§ What you have to do: Every line of the listing must be reproduced as it stands. Leave the images behind.
═════ Data extract
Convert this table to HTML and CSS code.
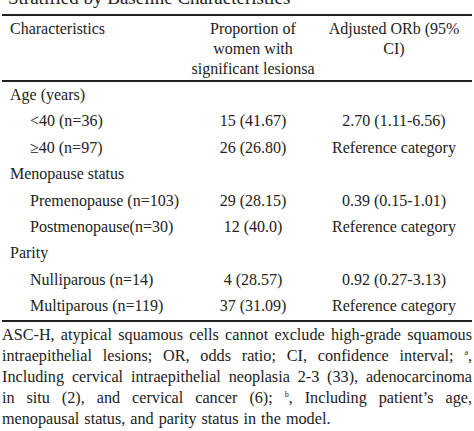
FILE: index.html
```html
<!DOCTYPE html>
<html>
<head>
<meta charset="utf-8">
<link rel="stylesheet" href="styles.css">
</head>
<body>
<div class="page">
  <div class="title">Stratified by Baseline Characteristics</div>
  <table class="tbl">
    <thead>
      <tr>
        <th class="c1">Characteristics</th>
        <th class="c2">Proportion of<br>women with<br>significant lesionsa</th>
        <th class="c3">Adjusted ORb (95%<br>CI)</th>
      </tr>
    </thead>
    <tbody>
      <tr><td class="c1">Age (years)</td><td></td><td></td></tr>
      <tr><td class="c1 ind">&lt;40 (n=36)</td><td class="c2">15 (41.67)</td><td class="c3">2.70 (1.11-6.56)</td></tr>
      <tr><td class="c1 ind">≥40 (n=97)</td><td class="c2">26 (26.80)</td><td class="c3">Reference category</td></tr>
      <tr><td class="c1">Menopause status</td><td></td><td></td></tr>
      <tr><td class="c1 ind">Premenopause (n=103)</td><td class="c2">29 (28.15)</td><td class="c3">0.39 (0.15-1.01)</td></tr>
      <tr><td class="c1 ind">Postmenopause(n=30)</td><td class="c2">12 (40.0)</td><td class="c3">Reference category</td></tr>
      <tr><td class="c1">Parity</td><td></td><td></td></tr>
      <tr><td class="c1 ind">Nulliparous (n=14)</td><td class="c2">4 (28.57)</td><td class="c3">0.92 (0.27-3.13)</td></tr>
      <tr><td class="c1 ind">Multiparous (n=119)</td><td class="c2">37 (31.09)</td><td class="c3">Reference category</td></tr>
    </tbody>
  </table>
  <p class="note">ASC-H, atypical squamous cells cannot exclude high-grade squamous intraepithelial lesions; OR, odds ratio; CI, confidence interval; <sup>a</sup>, Including cervical intraepithelial neoplasia 2-3 (33), adenocarcinoma in&nbsp;situ (2), and cervical cancer (6); <sup>b</sup>, Including patient’s age, menopausal status, and parity status in the model.</p>
</div>
</body>
</html>
```
FILE: styles.css
```css
html, body {
  margin: 0;
  padding: 0;
  background: #fff;
}
body {
  font-family: "Liberation Serif", "Times New Roman", serif;
  color: #222;
  width: 474px;
  height: 431px;
  overflow: hidden;
}
.page {
  padding: 0 2px;
}
.title {
  font-size: 19px;
  line-height: 20px;
  margin-top: -12px;
  padding-left: 6px;
  height: 26px;
  white-space: nowrap;
}
.tbl {
  width: 470px;
  table-layout: fixed;
  border-collapse: collapse;
  font-size: 16px;
  border-top: 2px solid #222;
  border-bottom: 2px solid #222;
}
.tbl th {
  font-weight: normal;
  line-height: 20px;
  padding: 3px 0 1px;
  vertical-align: top;
  border-bottom: 2px solid #222;
  white-space: nowrap;
}
.tbl td {
  line-height: 20.4px;
  padding: 3px 0 3px;
  white-space: nowrap;
}
.c1 {
  text-align: left;
  padding-left: 8px !important;
  width: 180px;
}
.c1.ind {
  padding-left: 28px !important;
}
.c2 {
  text-align: center;
  width: 126px;
}
.c3 {
  text-align: center;
}
.note {
  margin: 3px 0 0;
  font-size: 16.2px;
  line-height: 21px;
  word-spacing: 1px;
  text-align: justify;
}
.note sup {
  font-size: 8px;
  vertical-align: 6px;
  line-height: 0;
}
```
══════════
§ Output for this task:
Convert this table to HTML and CSS code.
FILE: index.html
```html
<!DOCTYPE html>
<html>
<head>
<meta charset="utf-8">
<link rel="stylesheet" href="styles.css">
</head>
<body>
<div class="page">
  <div class="title">Stratified by Baseline Characteristics</div>
  <table class="tbl">
    <thead>
      <tr>
        <th class="c1">Characteristics</th>
        <th class="c2">Proportion of<br>women with<br>significant lesionsa</th>
        <th class="c3">Adjusted ORb (95%<br>CI)</th>
      </tr>
    </thead>
    <tbody>
      <tr><td class="c1">Age (years)</td><td></td><td></td></tr>
      <tr><td class="c1 ind">&lt;40 (n=36)</td><td class="c2">15 (41.67)</td><td class="c3">2.70 (1.11-6.56)</td></tr>
      <tr><td class="c1 ind">≥40 (n=97)</td><td class="c2">26 (26.80)</td><td class="c3">Reference category</td></tr>
      <tr><td class="c1">Menopause status</td><td></td><td></td></tr>
      <tr><td class="c1 ind">Premenopause (n=103)</td><td class="c2">29 (28.15)</td><td class="c3">0.39 (0.15-1.01)</td></tr>
      <tr><td class="c1 ind">Postmenopause(n=30)</td><td class="c2">12 (40.0)</td><td class="c3">Reference category</td></tr>
      <tr><td class="c1">Parity</td><td></td><td></td></tr>
      <tr><td class="c1 ind">Nulliparous (n=14)</td><td class="c2">4 (28.57)</td><td class="c3">0.92 (0.27-3.13)</td></tr>
      <tr><td class="c1 ind">Multiparous (n=119)</td><td class="c2">37 (31.09)</td><td class="c3">Reference category</td></tr>
    </tbody>
  </table>
  <p class="note">ASC-H, atypical squamous cells cannot exclude high-grade squamous intraepithelial lesions; OR, odds ratio; CI, confidence interval; <sup>a</sup>, Including cervical intraepithelial neoplasia 2-3 (33), adenocarcinoma in&nbsp;situ (2), and cervical cancer (6); <sup>b</sup>, Including patient’s age, menopausal status, and parity status in the model.</p>
</div>
</body>
</html>
```
FILE: styles.css
```css
html, body {
  margin: 0;
  padding: 0;
  background: #fff;
}
body {
  font-family: "Liberation Serif", "Times New Roman", serif;
  color: #222;
  width: 474px;
  height: 431px;
  overflow: hidden;
}
.page {
  padding: 0 2px;
}
.title {
  font-size: 19px;
  line-height: 20px;
  margin-top: -12px;
  padding-left: 6px;
  height: 26px;
  white-space: nowrap;
}
.tbl {
  width: 470px;
  table-layout: fixed;
  border-collapse: collapse;
  font-size: 16px;
  border-top: 2px solid #222;
  border-bottom: 2px solid #222;
}
.tbl th {
  font-weight: normal;
  line-height: 20px;
  padding: 3px 0 1px;
  vertical-align: top;
  border-bottom: 2px solid #222;
  white-space: nowrap;
}
.tbl td {
  line-height: 20.4px;
  padding: 3px 0 3px;
  white-space: nowrap;
}
.c1 {
  text-align: left;
  padding-left: 8px !important;
  width: 180px;
}
.c1.ind {
  padding-left: 28px !important;
}
.c2 {
  text-align: center;
  width: 126px;
}
.c3 {
  text-align: center;
}
.note {
  margin: 3px 0 0;
  font-size: 16.2px;
  line-height: 21px;
  word-spacing: 1px;
  text-align: justify;
}
.note sup {
  font-size: 8px;
  vertical-align: 6px;
  line-height: 0;
}
```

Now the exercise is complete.